Tora ni Tsubasa (Les Ailes du tigre), diffusé entre avril et septembre dernier, a connu un taux d’écoute important. Le thème est également plébiscité par les spectateurs. Au Japon comme dans les autres pays, l’appréciation d’une série TV porte sur trois critères essentiels : le scénario, les acteurs et la mise en scène. Tora ni Tsubasa coche toutes les cases.
Le thème de l’histoire est à première vue vigoureux, ardue et sérieux, et pourtant celle-ci ne manque pas d’humour. Rien de raide, donc. Le thème, c’est l’article 14 de la Constitution du Japon qui interdit toute discrimination basée sur le sexe, la race et autres critères. La première scène du premier épisode montre l’héroïne, Tomoko, interprétée par Itô Sairi, en train de lire un journal où se trouve écrit le fameux texte de loi. Nous sommes en 1946, peu de temps après la fin de la guerre, alors que la nouvelle Constitution du pays vient tout juste d’être promulguée.
La Constitution fait l’objet d’un débat actuellement concernant la nécessité ou non de son amendement, mais il semble que personne n’a encore réclamé celui de l’article 14. S’il est probable qu’une majorité de Japonais soutiennent les déclarations de ce texte, il n’est pas toujours respecté encore aujourd’hui.

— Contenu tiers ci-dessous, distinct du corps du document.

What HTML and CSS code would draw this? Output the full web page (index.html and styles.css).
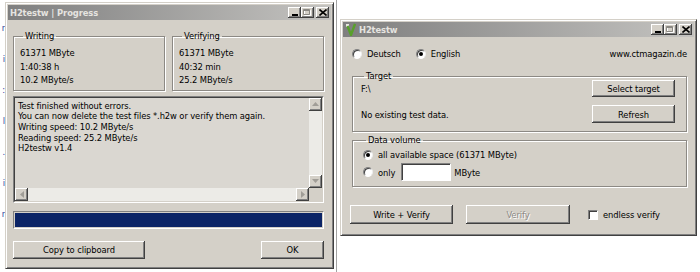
FILE: index.html
```html
<!DOCTYPE html>
<html lang="en">
  <head>
    <meta charset="UTF-8" />
    <title>H2testw</title>
    <link rel="stylesheet" href="styles.css">
  </head>
  <body>
    <div class="desk">
      <div class="web-edge">
        <div>r</div>
        <div>i</div>
        <div>:</div>
        <div>l</div>
        <div>.</div>
        <div>i</div>
        <div>r</div>
      </div>

      <div class="left-col">
        <div class="web-top"></div>
        <div class="win win-progress">
          <div class="titlebar">
            <span class="title">H2testw | Progress</span>
            <div class="caption-btns">
              <span class="cbtn"><svg width="8" height="7" viewBox="0 0 8 7"><rect x="1" y="5" width="6" height="2" fill="#000"/></svg></span>
              <span class="cbtn"><svg width="9" height="8" viewBox="0 0 9 8"><path d="M1.5 1.5h6v5h-6z" fill="none" stroke="#fff"/><path d="M0.5 0.5h6v5h-6z M0.5 1.5h6" fill="none" stroke="#8a8883"/></svg></span>
              <span class="cbtn close"><svg width="8" height="7" viewBox="0 0 8 7"><path d="M0.5 0.5l7 6M7.5 0.5l-7 6" stroke="#000" stroke-width="1.6"/></svg></span>
            </div>
          </div>

          <div class="client client-progress">
            <div class="stats">
              <fieldset class="group">
                <legend>Writing</legend>
                <div class="stat">61371 MByte</div>
                <div class="stat">1:40:38 h</div>
                <div class="stat">10.2 MByte/s</div>
              </fieldset>
              <fieldset class="group">
                <legend>Verifying</legend>
                <div class="stat">61371 MByte</div>
                <div class="stat">40:32 min</div>
                <div class="stat">25.2 MByte/s</div>
              </fieldset>
            </div>

            <div class="log">
              <div class="log-inner">
                <div class="log-text">
                  <div>Test finished without errors.</div>
                  <div>You can now delete the test files *.h2w or verify them again.</div>
                  <div>Writing speed: 10.2 MByte/s</div>
                  <div>Reading speed: 25.2 MByte/s</div>
                  <div>H2testw v1.4</div>
                </div>
                <div class="vscroll">
                  <span class="sbtn"><svg width="7" height="4" viewBox="0 0 7 4"><path d="M3.5 0L7 4H0z" fill="#a09d97"/></svg></span>
                  <span class="track"></span>
                  <span class="sbtn"><svg width="7" height="4" viewBox="0 0 7 4"><path d="M0 0h7L3.5 4z" fill="#a09d97"/></svg></span>
                </div>
                <div class="hscroll">
                  <span class="sbtn"><svg width="4" height="7" viewBox="0 0 4 7"><path d="M0 3.5L4 0v7z" fill="#a09d97"/></svg></span>
                  <span class="track"></span>
                  <span class="sbtn"><svg width="4" height="7" viewBox="0 0 4 7"><path d="M0 0l4 3.5L0 7z" fill="#a09d97"/></svg></span>
                </div>
                <div class="corner"></div>
              </div>
            </div>

            <div class="bar"><div class="bar-fill" style="width: 100%"></div></div>

            <div class="actions">
              <button class="btn btn-copy">Copy to clipboard</button>
              <button class="btn btn-ok">OK</button>
            </div>
          </div>
        </div>
      </div>

      <div class="pane-line"></div>

      <div class="win win-main">
        <div class="titlebar">
          <svg class="app-icon" width="10" height="13" viewBox="0 0 10 13">
            <rect x="0" y="1" width="3" height="3" fill="#e8e8e0"/>
            <path d="M1.5 3L5 12L9 1" fill="none" stroke="#58a02c" stroke-width="2.4"/>
          </svg>
          <span class="title">H2testw</span>
          <div class="caption-btns">
            <span class="cbtn"><svg width="8" height="7" viewBox="0 0 8 7"><rect x="1" y="5" width="6" height="2" fill="#000"/></svg></span>
            <span class="cbtn"><svg width="9" height="8" viewBox="0 0 9 8"><path d="M1.5 1.5h6v5h-6z" fill="none" stroke="#fff"/><path d="M0.5 0.5h6v5h-6z M0.5 1.5h6" fill="none" stroke="#8a8883"/></svg></span>
            <span class="cbtn close"><svg width="8" height="7" viewBox="0 0 8 7"><path d="M0.5 0.5l7 6M7.5 0.5l-7 6" stroke="#000" stroke-width="1.6"/></svg></span>
          </div>
        </div>

        <div class="client client-main">
          <div class="lang-row">
            <span class="radio"></span><span class="lang">Deutsch</span>
            <span class="radio on"></span><span class="lang">English</span>
            <span class="site">www.ctmagazin.de</span>
          </div>

          <fieldset class="group target">
            <legend>Target</legend>
            <div class="target-grid">
              <span>F:\</span>
              <button class="btn btn-select">Select target</button>
              <span>No existing test data.</span>
              <button class="btn btn-refresh">Refresh</button>
            </div>
          </fieldset>

          <fieldset class="group volume">
            <legend>Data volume</legend>
            <div class="opt opt-all"><span class="radio on"></span><span>all available space (61371 MByte)</span></div>
            <div class="opt opt-only"><span class="radio"></span><span>only</span><span class="edit"></span><span>MByte</span></div>
          </fieldset>

          <div class="run-row">
            <button class="btn btn-run">Write + Verify</button>
            <button class="btn btn-run btn-off">Verify</button>
            <span class="check"></span><span>endless verify</span>
          </div>
        </div>
      </div>
    </div>
  </body>
</html>
```

FILE: styles.css
```css
body {
  margin: 0;
  background: #fff;
  font-family: "DejaVu Sans Condensed", "Liberation Sans", sans-serif;
  font-size: 9.3px;
  letter-spacing: -0.1px;
  color: #000;
  overflow: hidden;
}
.desk {
  display: flex;
  align-items: flex-start;
  width: 700px;
  height: 272px;
}
.web-edge {
  width: 5px;
  height: 272px;
  overflow: hidden;
  color: #2b3c9e;
  line-height: 12px;
  padding-top: 22px;
  box-sizing: border-box;
  text-align: right;
}
.web-edge div {
  margin-bottom: 19px;
}
.left-col {
  display: flex;
  flex-direction: column;
  width: 329px;
}
.web-top {
  height: 2px;
}

/* classic window frame */
.win {
  background: #d4d0c8;
  border: 1px solid;
  border-color: #d4d0c8 #404040 #404040 #d4d0c8;
  box-shadow: inset 1px 1px #fff, inset -1px -1px #808080;
  padding: 2px;
  box-sizing: border-box;
  display: flex;
  flex-direction: column;
}
.win-progress {
  height: 267px;
}
.win-main {
  width: 357px;
  height: 217px;
  margin-top: 19px;
}
.titlebar {
  height: 15px;
  display: flex;
  align-items: center;
  gap: 3px;
  padding: 0 2px;
  background: linear-gradient(to right, #7f7f7f, #c4c3c0);
  color: #e6e4e0;
  font-weight: bold;
}
.title {
  flex: 1;
}
.win-main .titlebar {
  padding-left: 3px;
}
.caption-btns {
  display: flex;
}
.cbtn {
  width: 13px;
  height: 11px;
  background: #d4d0c8;
  box-shadow: inset -1px -1px #404040, inset 1px 1px #fff, inset -2px -2px #808080;
  display: grid;
  place-items: center;
}
.cbtn.close {
  margin-left: 2px;
}

.client {
  flex: 1;
  display: flex;
  flex-direction: column;
}
.client-progress {
  padding: 10px 7px 0 5px;
}
.client-main {
  padding: 10px 7px 0 9px;
}

/* group boxes */
.group {
  margin: 0;
  min-width: 0;
  border: 1px solid #8c8984;
  box-shadow: 1px 1px #fff, inset 1px 1px #fff;
  padding: 4px 6px 3px;
}
.group legend {
  padding: 0 2px;
  margin-left: 3px;
  line-height: 12px;
}
.stats {
  display: grid;
  grid-template-columns: 1fr 1fr;
  column-gap: 7px;
}
.stat {
  line-height: 13.5px;
}

/* log box */
.log {
  margin-top: 5px;
  height: 107px;
  box-sizing: border-box;
  border: 1px solid;
  border-color: #808080 #fff #fff #808080;
}
.log-inner {
  height: 100%;
  box-sizing: border-box;
  border: 1px solid;
  border-color: #404040 #d4d0c8 #d4d0c8 #404040;
  display: grid;
  grid-template-columns: 1fr 13px;
  grid-template-rows: 1fr 13px;
}
.log-text {
  background: #dad7d1;
  padding: 3px 3px;
  line-height: 10.7px;
  white-space: nowrap;
  overflow: hidden;
}
.vscroll,
.hscroll {
  display: flex;
  background: #ecebe7;
}
.vscroll {
  flex-direction: column;
}
.track {
  flex: 1;
}
.sbtn {
  width: 13px;
  height: 13px;
  flex: none;
  box-sizing: border-box;
  background: #d4d0c8;
  box-shadow: inset -1px -1px #404040, inset 1px 1px #fff, inset -2px -2px #808080;
  display: grid;
  place-items: center;
}
.corner {
  background: #d4d0c8;
}

/* progress */
.bar {
  margin-top: 8px;
  height: 18px;
  box-sizing: border-box;
  border: 1px solid;
  border-color: #808080 #fff #fff #808080;
  padding: 1px;
}
.bar-fill {
  height: 100%;
  background: #0b2466;
}

/* buttons */
.btn {
  font: inherit;
  letter-spacing: inherit;
  color: #000;
  background: #d4d0c8;
  border: none;
  padding: 0;
  height: 18px;
  box-shadow: inset -1px -1px #404040, inset 1px 1px #fff, inset -2px -2px #808080;
}
.actions {
  margin-top: 12px;
  display: flex;
  justify-content: space-between;
}
.btn-copy {
  width: 132px;
}
.btn-ok {
  width: 63px;
}

/* main window */
.lang-row {
  display: flex;
  align-items: center;
  height: 13px;
}
.radio {
  width: 10px;
  height: 10px;
  box-sizing: border-box;
  border-radius: 50%;
  background: #fff;
  border: 1px solid;
  border-color: #808080 #eee #fff #808080;
  box-shadow: inset 1px 1px #404040;
  display: grid;
  place-items: center;
  flex: none;
}
.radio.on::after {
  content: "";
  width: 4px;
  height: 4px;
  border-radius: 50%;
  background: #000;
}
.lang {
  margin-left: 5px;
  margin-right: 15px;
}
.site {
  margin-left: auto;
}
.target {
  margin-top: 10px;
  padding: 0 11px 8px 8px;
}
.target-grid {
  margin-top: -2px;
  display: grid;
  grid-template-columns: 1fr 83px;
  grid-template-rows: 17px 18px;
  row-gap: 8px;
  align-items: center;
}
.target-grid .btn {
  height: 100%;
}
.volume {
  margin-top: 2px;
  padding: 2px 10px 5px;
}
.opt {
  display: flex;
  align-items: center;
  gap: 5px;
}
.opt-all {
  height: 13px;
}
.opt-only {
  margin-top: 2px;
  height: 18px;
}
.edit {
  width: 50px;
  height: 18px;
  box-sizing: border-box;
  background: #fff;
  border: 1px solid;
  border-color: #808080 #fff #fff #808080;
  box-shadow: inset 1px 1px #404040;
  margin-left: 1px;
  margin-right: -2px;
}
.run-row {
  margin-top: 18px;
  display: flex;
  align-items: center;
}
.btn-run {
  width: 103px;
  height: 19px;
}
.btn-run:first-child {
  margin-left: -2px;
  margin-right: 13px;
}
.btn-off {
  width: 104px;
  color: #8d8a85;
  text-shadow: 1px 1px #fff;
}
.check {
  width: 10px;
  height: 10px;
  box-sizing: border-box;
  background: #fff;
  border: 1px solid;
  border-color: #808080 #fff #fff #808080;
  box-shadow: inset 1px 1px #404040;
  margin-left: 18px;
  margin-right: 5px;
}
.pane-line {
  width: 1px;
  height: 272px;
  margin: 0 3px 0 2px;
  background: #a3a3a3;
}
```
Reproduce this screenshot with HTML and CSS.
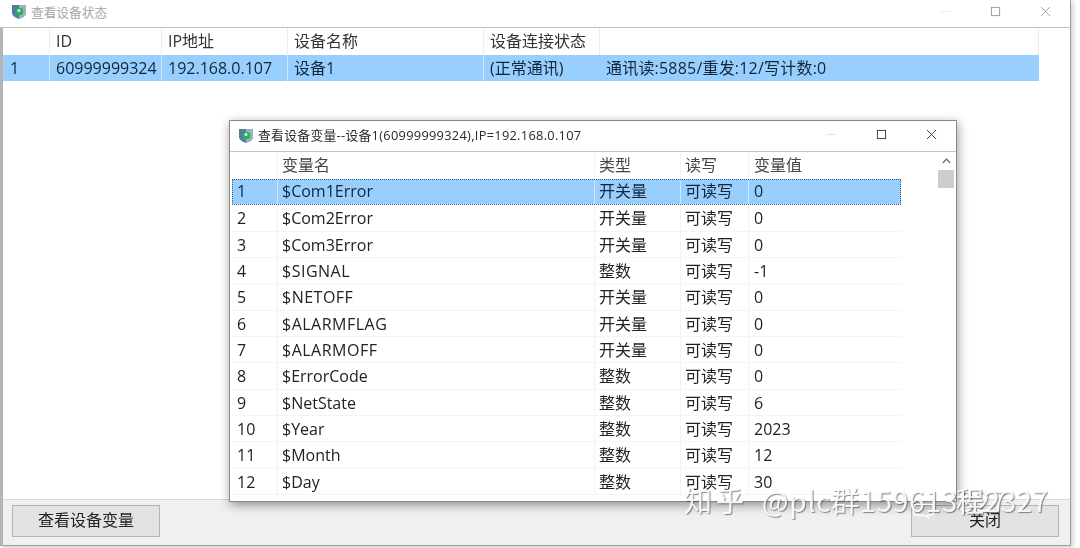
FILE: index.html
```html
<!DOCTYPE html>
<html lang="zh">
<head>
<meta charset="utf-8">
<title>查看设备状态</title>
<link rel="stylesheet" href="styles.css">
</head>
<body>
<div class="window">
  <div class="titlebar">
    <svg class="app-icon" viewBox="0 0 16 16"><path d="M1 2h14v8c0 3-4 5-7 6-3-1-7-3-7-6z" fill="#4f7f9c"/><path d="M8 2h7v8c0 3-4 5-7 6z" fill="#9db2bf"/><circle cx="8.5" cy="8.5" r="3.8" fill="#2fae63"/><circle cx="8" cy="7.6" r="1.5" fill="#c9f2d6"/></svg>
    <span class="title-text faded">查看设备状态</span>
    <div class="controls faded-controls">
      <svg viewBox="0 0 12 12" class="ctl"><path d="M1 6h10" stroke="#eee" fill="none"/></svg>
      <svg viewBox="0 0 12 12" class="ctl"><rect x="1.5" y="1.5" width="9" height="9" stroke="#999" fill="none"/></svg>
      <svg viewBox="0 0 12 12" class="ctl"><path d="M1 1l10 10M11 1L1 11" stroke="#999" fill="none"/></svg>
    </div>
  </div>
  <div class="client">
    <div class="grid-main">
      <div class="row-main head-main">
        <span></span><span>ID</span><span>IP地址</span><span>设备名称</span><span>设备连接状态</span><span></span>
      </div>
      <div class="row-main sel-main">
        <span>1</span><span>60999999324</span><span>192.168.0.107</span><span>设备1</span><span>(正常通讯)</span><span class="stats">通讯读:5885/重发:12/写计数:0</span>
      </div>
    </div>
  </div>
  <div class="footer">
    <button class="btn">查看设备变量</button>
    <button class="btn">关闭</button>
  </div>
</div>

<div class="dialog">
  <div class="dlg-title">
    <svg class="app-icon" viewBox="0 0 16 16"><path d="M1 2h14v8c0 3-4 5-7 6-3-1-7-3-7-6z" fill="#4f7f9c"/><path d="M8 2h7v8c0 3-4 5-7 6z" fill="#9db2bf"/><circle cx="8.5" cy="8.5" r="3.8" fill="#2fae63"/><circle cx="8" cy="7.6" r="1.5" fill="#c9f2d6"/></svg>
    <span class="dlg-text">查看设备变量--设备1(60999999324),IP=192.168.0.107</span>
    <div class="controls dlg-controls">
      <svg viewBox="0 0 12 12" class="ctl"><path d="M1 6h10" stroke="#ddd" fill="none"/></svg>
      <svg viewBox="0 0 12 12" class="ctl"><rect x="1.5" y="1.5" width="9" height="9" stroke="#333" fill="none"/></svg>
      <svg viewBox="0 0 12 12" class="ctl"><path d="M1 1l10 10M11 1L1 11" stroke="#333" fill="none"/></svg>
    </div>
  </div>
  <div class="dlg-body">
    <div class="vars">
      <div class="vrow vhead"><span></span><span>变量名</span><span>类型</span><span>读写</span><span>变量值</span></div>
      <div class="vrow vsel"><span>1</span><span>$Com1Error</span><span>开关量</span><span>可读写</span><span>0</span></div>
      <div class="vrow"><span>2</span><span>$Com2Error</span><span>开关量</span><span>可读写</span><span>0</span></div>
      <div class="vrow"><span>3</span><span>$Com3Error</span><span>开关量</span><span>可读写</span><span>0</span></div>
      <div class="vrow"><span>4</span><span class="caps">$SIGNAL</span><span>整数</span><span>可读写</span><span>-1</span></div>
      <div class="vrow"><span>5</span><span class="caps">$NETOFF</span><span>开关量</span><span>可读写</span><span>0</span></div>
      <div class="vrow"><span>6</span><span class="caps">$ALARMFLAG</span><span>开关量</span><span>可读写</span><span>0</span></div>
      <div class="vrow"><span>7</span><span class="caps">$ALARMOFF</span><span>开关量</span><span>可读写</span><span>0</span></div>
      <div class="vrow"><span>8</span><span>$ErrorCode</span><span>整数</span><span>可读写</span><span>0</span></div>
      <div class="vrow"><span>9</span><span>$NetState</span><span>整数</span><span>可读写</span><span>6</span></div>
      <div class="vrow"><span>10</span><span>$Year</span><span>整数</span><span>可读写</span><span>2023</span></div>
      <div class="vrow"><span>11</span><span>$Month</span><span>整数</span><span>可读写</span><span>12</span></div>
      <div class="vrow"><span>12</span><span>$Day</span><span>整数</span><span>可读写</span><span>30</span></div>
    </div>
    <div class="scrollbar">
      <svg class="sb-arrow" viewBox="0 0 10 6"><path d="M1 5l4-4 4 4" stroke="#555" stroke-width="1.3" fill="none"/></svg>
      <div class="sb-thumb"></div>
    </div>
  </div>
</div>

<div class="wm wm-a">知乎</div>
<div class="wm wm-c">@plc群159613827</div>
<div class="wm wm-b">程2327</div>
<svg class="wm-bubble" viewBox="0 0 40 30"><path d="M6 2h26c3 0 5 2 5 5v10c0 3-2 5-5 5h-6l3 5-9-5H6c-3 0-5-2-5-5V7c0-3 2-5 5-5z" fill="none" stroke="#fff" stroke-width="2"/></svg>
</body>
</html>
```

FILE: styles.css
```css
* { box-sizing: border-box; }
html, body { margin: 0; padding: 0; }
body {
  width: 1080px;
  height: 548px;
  overflow: hidden;
  background: #fff;
  position: relative;
  font-family: "Open Sans", "Noto Sans CJK SC", sans-serif;
  font-size: 16px;
  color: #222;
}
.window, .dialog, .wm, .wm-bubble { filter: blur(.35px); }
.window {
  width: 1071px;
  height: 546px;
  border-left: 3px solid #b4b4b4;
  border-right: 1px solid #9c9c9c;
  border-bottom: 1px solid #a0a0a0;
  background: #f0f0f0;
  display: flex;
  flex-direction: column;
  box-shadow: 2px 2px 5px rgba(0,0,0,.2);
}
.titlebar {
  height: 28px;
  flex: none;
  background: #fff;
  border-bottom: 1px solid #bdbdbd;
  display: flex;
  align-items: center;
  padding-left: 11px;
  margin-left: -3px;
  padding-bottom: 5px;
}
.app-icon { width: 16px; height: 16px; flex: none; }
.title-text { margin-left: 4px; font-size: 12.7px; }
.faded { color: #a8a8a8; }
.controls { margin-left: auto; display: flex; }
.ctl { width: 11px; height: 11px; }
.faded-controls { gap: 39px; padding-right: 19px; }
.client {
  flex: 1;
  background: #fff;
  border-bottom: 1px solid #d8d8d8;
}
.row-main {
  display: grid;
  grid-template-columns: 46px 112px 126px 196px 116px 1fr;
  width: 1036px;
}
.row-main span {
  padding-left: 6px;
  border-left: 1px solid #ececec;
  white-space: nowrap;
  line-height: 24px;
}
.row-main span:first-child { border-left: 0; }
.head-main { height: 27px; align-items: center; border-right: 1px solid #ececec; }
.head-main span { height: 27px; line-height: 27px; color: #333; }
.sel-main { height: 26px; background: #99cffe; color: #12263a; }
.sel-main span { height: 26px; line-height: 26px; border-left-color: #cfe6fb; }
.sel-main span:first-child { padding-left: 7px; }
.sel-main .stats { letter-spacing: .2px; border-left: 0; padding-left: 7px; }
.footer {
  height: 45px;
  flex: none;
  display: flex;
  justify-content: space-between;
  align-items: flex-start;
  padding: 5px 11px 0 9px;
}
.btn {
  width: 148px;
  height: 32px;
  border: 1px solid #b4b4b4;
  background: #e3e3e3;
  font: inherit;
  line-height: 26px;
  color: #222;
  padding: 0 0 2px;
}
.dialog {
  position: absolute;
  left: 229px;
  top: 120px;
  width: 728px;
  height: 382px;
  background: #fff;
  border: 1px solid #8a8a8a;
  box-shadow: 1px 3px 10px rgba(0,0,0,.4);
  display: flex;
  flex-direction: column;
}
.dlg-title {
  height: 31px;
  flex: none;
  display: flex;
  align-items: center;
  padding-left: 8px;
  padding-bottom: 3px;
  border-bottom: 1px solid #c4c4c4;
}
.dlg-text { margin-left: 4px; font-size: 12.8px; letter-spacing: .3px; color: #2a2a2a; }
.dlg-controls { gap: 39px; padding-right: 19px; }
.dlg-body { flex: 1; display: flex; overflow: hidden; padding-left: 2px; }
.vars { width: 669px; flex: none; }
.vrow {
  display: grid;
  grid-template-columns: 45px 317px 86px 68px 153px;
  height: 26.35px;
  border-bottom: 1px solid #f5f5f5;
  width: 669px;
}
.vrow span {
  padding-left: 4px;
  border-left: 1px solid #f2f2f2;
  white-space: nowrap;
  line-height: 26px;
}
.vrow span:first-child { border-left: 0; padding-left: 5px; }
.vrow span:last-child { padding-left: 5px; }
.vrow .caps { letter-spacing: .5px; }
.vhead { height: 27px; border-bottom: 0; }
.vhead span { line-height: 27px; color: #444; }
.vsel {
  background: #99cffe;
  outline: 1px dotted #405a78;
  outline-offset: -1px;
  color: #12263a;
}
.vsel span { border-left-color: #cfe6fb; line-height: 25px; }
.scrollbar {
  width: 18px;
  margin-left: auto;
  margin-right: 1px;
  display: flex;
  flex-direction: column;
  align-items: center;
  padding-top: 6px;
}
.sb-arrow { width: 9px; height: 6px; }
.sb-thumb { width: 16px; height: 18px; background: #cdcdcd; margin-top: 6px; }
.wm {
  position: absolute;
  top: 480px;
  color: rgba(255,255,255,.9);
  font-size: 28px;
  line-height: 40px;
  white-space: nowrap;
  text-shadow: 1px 1px 1px rgba(60,60,60,.6);
  font-family: "Noto Sans CJK SC", sans-serif;
}
.wm-a { left: 684px; letter-spacing: 4px; }
.wm-c { left: 762px; letter-spacing: .8px; }
.wm-b { left: 956px; letter-spacing: .5px; }
.wm-bubble { position: absolute; left: 913px; top: 503px; width: 22px; height: 17px; }
```
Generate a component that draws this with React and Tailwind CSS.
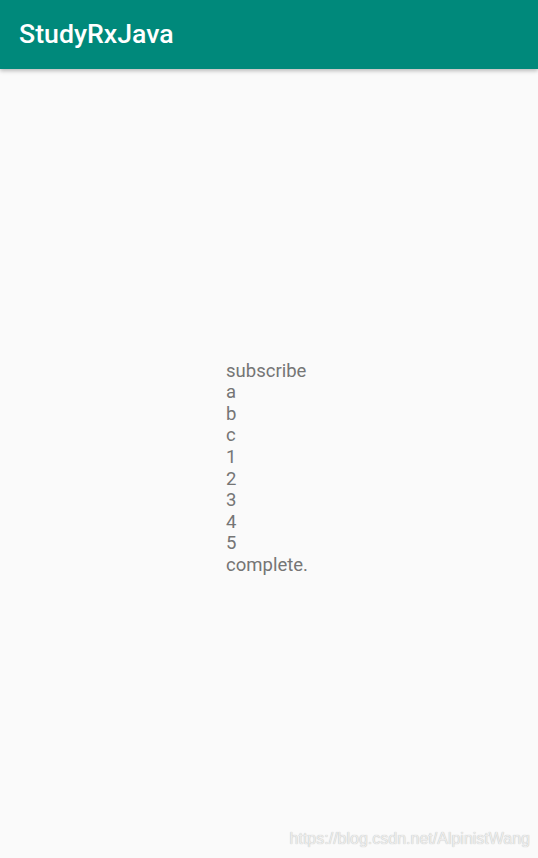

Les téléspectateurs partagent la colère de l’héroïne
La seconde partie de la série qui se passe après-guerre montre Tomoko employée du ministère de la Justice, où elle a joué un rôle déterminant dans la création des tribunaux des affaires familiales. L’objectif de ces juridictions est de venir en aide aux garçons et aux filles issus de milieux défavorisés dont les parents sont morts pendant le conflit. À l’heure où les fictions à caractère social sont en nombre très réduits, il est impossible de ne pas se sentir émus par ce récit.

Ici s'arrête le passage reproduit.